Visual: Cinematic camera
Gameplay: Puzzle elements, Shooter, Survival Horror
Published by: Capcom Entertainment
Developed by: Capcom Co.
Released: 1997 / 2013
Platform: PlayStation (PSX, PS1)
In 1996, the first part of the Bio Hazard series was released in Japan, which common name Resident Evil in the US and Europe. Inspired by the incredible success and excellent sales, the developers almost immediately make a statement about the beginning of work on the sequel, and in the fall of 1996, the first ideas were demonstrated at the Tokyo Game Show. The release of the game was originally scheduled for March 1997, but due to the "dampness", moved to the winter of the same year, and then to the spring of 1998.

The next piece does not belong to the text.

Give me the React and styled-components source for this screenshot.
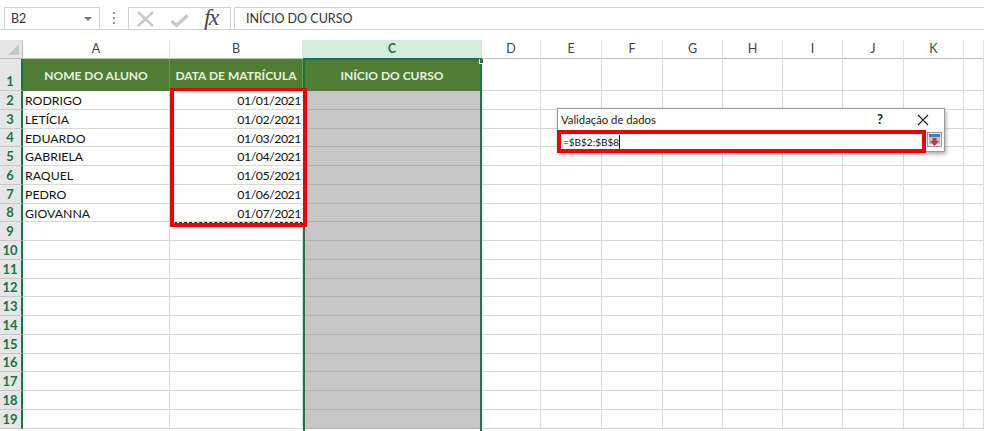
import React from 'react';
import styled, { createGlobalStyle } from 'styled-components';

const GlobalStyle = createGlobalStyle`
  html, body { margin: 0; padding: 0; background: #fff; overflow: hidden; }
  body { font-family: Lato, "Open Sans", sans-serif; }
`;

const COLUMNS = '23px 147px 133px 179px 59px 61px 61px 60px 60px 60px 61px 60px 20px';
const LETTERS = ['A', 'B', 'C', 'D', 'E', 'F', 'G', 'H', 'I', 'J', 'K', ''];
const STUDENTS = [
  ['RODRIGO', '01/01/2021'],
  ['LETÍCIA', '01/02/2021'],
  ['EDUARDO', '01/03/2021'],
  ['GABRIELA', '01/04/2021'],
  ['RAQUEL', '01/05/2021'],
  ['PEDRO', '01/06/2021'],
  ['GIOVANNA', '01/07/2021'],
];
const ROW_COUNT = 18;

const Page = styled.div`
  width: 984px;
  height: 431px;
  display: flex;
  flex-direction: column;
  overflow: hidden;
  color: #111;
`;

const FormulaBar = styled.div`
  height: 30px;
  padding: 7px 0 0 4px;
  box-sizing: border-box;
  display: flex;
  align-items: flex-start;
  border-bottom: 1px solid #d4d4d4;
  flex: none;
  margin-bottom: 10px;
`;

const BarBox = styled.div`
  height: 23px;
  box-sizing: border-box;
  border: 1px solid #d2d2d2;
  display: flex;
  align-items: center;
  font-size: 12.5px;
  color: #333;
`;

const NameBox = styled(BarBox)`
  width: 96px;
  padding: 0 7px 0 6px;
  justify-content: space-between;
`;

const Caret = styled.span`
  width: 0;
  height: 0;
  border-left: 4px solid transparent;
  border-right: 4px solid transparent;
  border-top: 4px solid #777;
`;

const Grip = styled.div`
  width: 2px;
  height: 12px;
  margin: 5px 13px 0 13px;
  background: repeating-linear-gradient(#999 0 2px, transparent 2px 5px);
`;

const ButtonsBox = styled(BarBox)`
  width: 103px;
  padding: 0 8px 0 8px;
  justify-content: space-between;
  margin-right: 3px;
`;

const ConfirmIcon = styled.svg`
  margin-top: 4px;
`;

const FxLabel = styled.span`
  font-family: "Liberation Serif", serif;
  font-style: italic;
  font-size: 24px;
  color: #4a4a4a;
  letter-spacing: -2px;
  margin-top: -3px;
  width: 18px;
`;

const FormulaInput = styled(BarBox)`
  flex: 1;
  padding-left: 11px;
  border-right: none;
`;

const Sheet = styled.div`
  position: relative;
  flex: 1;
`;

const Row = styled.div`
  display: grid;
  grid-template-columns: ${COLUMNS};
  height: ${(p) => p.$height}px;
`;

const ColHeader = styled.div`
  display: flex;
  align-items: center;
  justify-content: center;
  font-size: 12.5px;
  box-sizing: border-box;
  padding-bottom: 1px;
  border-right: 1px solid ${(p) => (p.$active ? '#c6e3d3' : '#e2e2e2')};
  border-bottom: 1px solid ${(p) => (p.$active ? '#217346' : '#bdbdbd')};
  background: ${(p) => (p.$active ? '#d2ecdd' : '#fff')};
  color: ${(p) => (p.$active ? '#217346' : '#444')};
  font-weight: ${(p) => (p.$active ? 'bold' : 'normal')};
`;

const Corner = styled.div`
  background: #e6e6e6;
  border-right: 1px solid #bdbdbd;
  border-bottom: 1px solid #bdbdbd;
  box-sizing: border-box;
  position: relative;
  &::after {
    content: '';
    position: absolute;
    right: 3px;
    bottom: 3px;
    border-style: solid;
    border-width: 0 0 11px 11px;
    border-color: transparent transparent #c9c9c9 transparent;
  }
`;

const RowHeader = styled.div`
  background: #e6e6e6;
  box-sizing: border-box;
  border-right: 2px solid #217346;
  border-bottom: 1px solid #c9c9c9;
  color: #217346;
  font-weight: bold;
  font-size: 13px;
  display: flex;
  align-items: flex-end;
  justify-content: center;
  padding: 0 1px 0 0;
  line-height: 17px;
`;

const Cell = styled.div`
  box-sizing: border-box;
  border-right: 1px solid #dcdcdc;
  border-bottom: 1px solid #d8d8d8;
  font-size: 12.3px;
  padding: ${(p) => (p.$right ? '1.5px 1px 0 2px' : '1.5px 2px 0')};
  display: flex;
  align-items: center;
  white-space: nowrap;
  justify-content: ${(p) => (p.$right ? 'flex-end' : 'flex-start')};
  letter-spacing: ${(p) => (p.$right ? '-0.45px' : '0')};
`;

const TitleCell = styled(Cell)`
  background: #4f7e33;
  color: #e8f0e2;
  font-weight: bold;
  justify-content: center;
  border: none;
  border-right: 1px solid #6c9455;
  padding: 0;
  font-size: 12px;
`;

const SelectedCell = styled(Cell)`
  background: #c6c6c6;
  border-right: none;
  border-bottom: 1px solid #b2b2b2;
`;

const Selection = styled.div`
  position: absolute;
  left: 303px;
  top: 18px;
  width: 179px;
  bottom: 0;
  box-sizing: border-box;
  border: 2px solid #217346;
  border-bottom: none;
  pointer-events: none;
  &::after {
    content: '';
    position: absolute;
    right: -4px;
    top: -1px;
    width: 5px;
    height: 5px;
    background: #217346;
    border: 1px solid #fff;
    border-top: none;
    box-sizing: border-box;
  }
`;

const RangeHighlight = styled.div`
  position: absolute;
  left: 170px;
  top: 48px;
  width: 137px;
  height: 139px;
  box-sizing: border-box;
  border: 4px solid #ee0000;
  border-top-width: 3px;
  &::after {
    content: '';
    position: absolute;
    inset: 0;
    border: 1px dashed #222;
    border-top-color: #fff;
    border-right-color: #fff;
    border-left-color: #fff;
  }
`;

const Dialog = styled.div`
  position: absolute;
  left: 557px;
  top: 68px;
  width: 388px;
  height: 44px;
  box-sizing: border-box;
  background: #fff;
  border: 1px solid #9a9a9a;
  box-shadow: 1px 2px 4px rgba(0, 0, 0, 0.35);
`;

const DialogTitle = styled.div`
  height: 20px;
  display: flex;
  align-items: center;
  padding-left: 3px;
  font-size: 11.3px;
  color: #222;
`;

const HelpMark = styled.span`
  position: absolute;
  left: 319px;
  top: 2px;
  font-size: 13px;
  font-weight: bold;
  color: #222;
`;

const CloseMark = styled.svg`
  position: absolute;
  left: 359px;
  top: 5px;
`;

const RangeInput = styled.div`
  position: absolute;
  left: -1px;
  top: 21px;
  width: 369px;
  height: 23px;
  box-sizing: border-box;
  border: 4px solid #ee0000;
  background: #fff;
  display: flex;
  align-items: center;
  padding-left: 2px;
  font-size: 10px;
  color: #111;
`;

const TextCursor = styled.span`
  width: 1px;
  height: 14px;
  background: #111;
`;

const PickerButton = styled.svg`
  position: absolute;
  left: 369px;
  top: 23px;
`;

const App = () => (
  <Page>
    <GlobalStyle />
    <FormulaBar>
      <NameBox>
        B2
        <Caret />
      </NameBox>
      <Grip />
      <ButtonsBox>
        <svg width="17" height="16" viewBox="0 0 17 16">
          <path d="M1 1l15 14M16 1L1 15" stroke="#c9c9c9" strokeWidth="2.4" fill="none" />
        </svg>
        <ConfirmIcon width="19" height="13" viewBox="0 0 19 13">
          <path d="M1.5 7l5 4.5L17.5 1.5" stroke="#c9c9c9" strokeWidth="3.4" fill="none" />
        </ConfirmIcon>
        <FxLabel>fx</FxLabel>
      </ButtonsBox>
      <FormulaInput>INÍCIO DO CURSO</FormulaInput>
    </FormulaBar>
    <Sheet>
      <Row $height={19}>
        <Corner />
        {LETTERS.map((letter, i) => (
          <ColHeader key={i} $active={letter === 'C'}>{letter}</ColHeader>
        ))}
      </Row>
      <Row $height={32}>
        <RowHeader>1</RowHeader>
        <TitleCell>NOME DO ALUNO</TitleCell>
        <TitleCell>DATA DE MATRÍCULA</TitleCell>
        <TitleCell>INÍCIO DO CURSO</TitleCell>
        {LETTERS.slice(3).map((_, i) => <Cell key={i} />)}
      </Row>
      {Array.from({ length: ROW_COUNT }, (_, r) => (
        <Row key={r} $height={18.78}>
          <RowHeader>{r + 2}</RowHeader>
          <Cell>{STUDENTS[r]?.[0]}</Cell>
          <Cell $right>{STUDENTS[r]?.[1]}</Cell>
          <SelectedCell />
          {LETTERS.slice(3).map((_, i) => <Cell key={i} />)}
        </Row>
      ))}
      <Selection />
      <RangeHighlight />
      <Dialog>
        <DialogTitle>Validação de dados</DialogTitle>
        <HelpMark>?</HelpMark>
        <CloseMark width="12" height="12" viewBox="0 0 12 12">
          <path d="M1 1l10 10M11 1L1 11" stroke="#222" strokeWidth="1.1" fill="none" />
        </CloseMark>
        <RangeInput>
          =$B$2:$B$8
          <TextCursor />
        </RangeInput>
        <PickerButton width="15" height="15" viewBox="0 0 15 15">
          <rect x="0.5" y="0.5" width="14" height="14" fill="#e8e8e8" stroke="#9a9a9a" />
          <rect x="2" y="2" width="11" height="3" fill="#3f7fc0" />
          <rect x="2" y="5" width="11" height="7" fill="#a9c6e3" />
          <path d="M5.5 6h4v3h2.5L7.5 14 3 9h2.5z" fill="#d8302c" />
        </PickerButton>
      </Dialog>
    </Sheet>
  </Page>
);

export default App;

The game appeared on store shelves, as promised, in the spring of 1998, but for all those who closely followed this project, saw early trailers and screenshots, read descriptions in the press, attended game shows, it becomes obvious that this is not the game which they have been waiting for. The released game was strikingly different from everything that was shown to the public in 1996 and 1997. Questions began to arise and soon in one of the interviews, the developers admitted that when the project was 65% ready (in fact, the readiness percentage was 80%) they decided to start developing the game from scratch. The reason for such a strange act, according to the game's producer, Shinji Mikami, was the weak graphics and strong resemblance to the first part, both in terms of gameplay, and in terms of graphics. At the end of 1998, the Bio Hazard Director's Cut Dual Shock Version was released, which included the Bio Hazard Complete CD, among other things, containing four videos about Bio Hazard 2 (Prototype) (this is how the developers dubbed the original game), which further fueled interest in the earlier version.
Despite the fact that the released version fully met the expectations of gamers and certainly was an order of magnitude better than its prototype, many wanted to personally try out Bio Hazard 2 (Prototype) (some people call the game Bio Hazard 1.5, which, in principle, is also not an error) since it was attended by many interesting elements: monsters, weapons, locations, characters, as well as scenes and dialogues that were not included in the final product.
As you have probably already noticed, the game should have been released, like the first part, on one CD. The scenarios of Leon and Elza were selected by means of the scenario selection menu at the very beginning of the game.
Leon’s screenplay begins on the roof of the police station, and Elza’s at the police station reception desk, right next to the main entrance.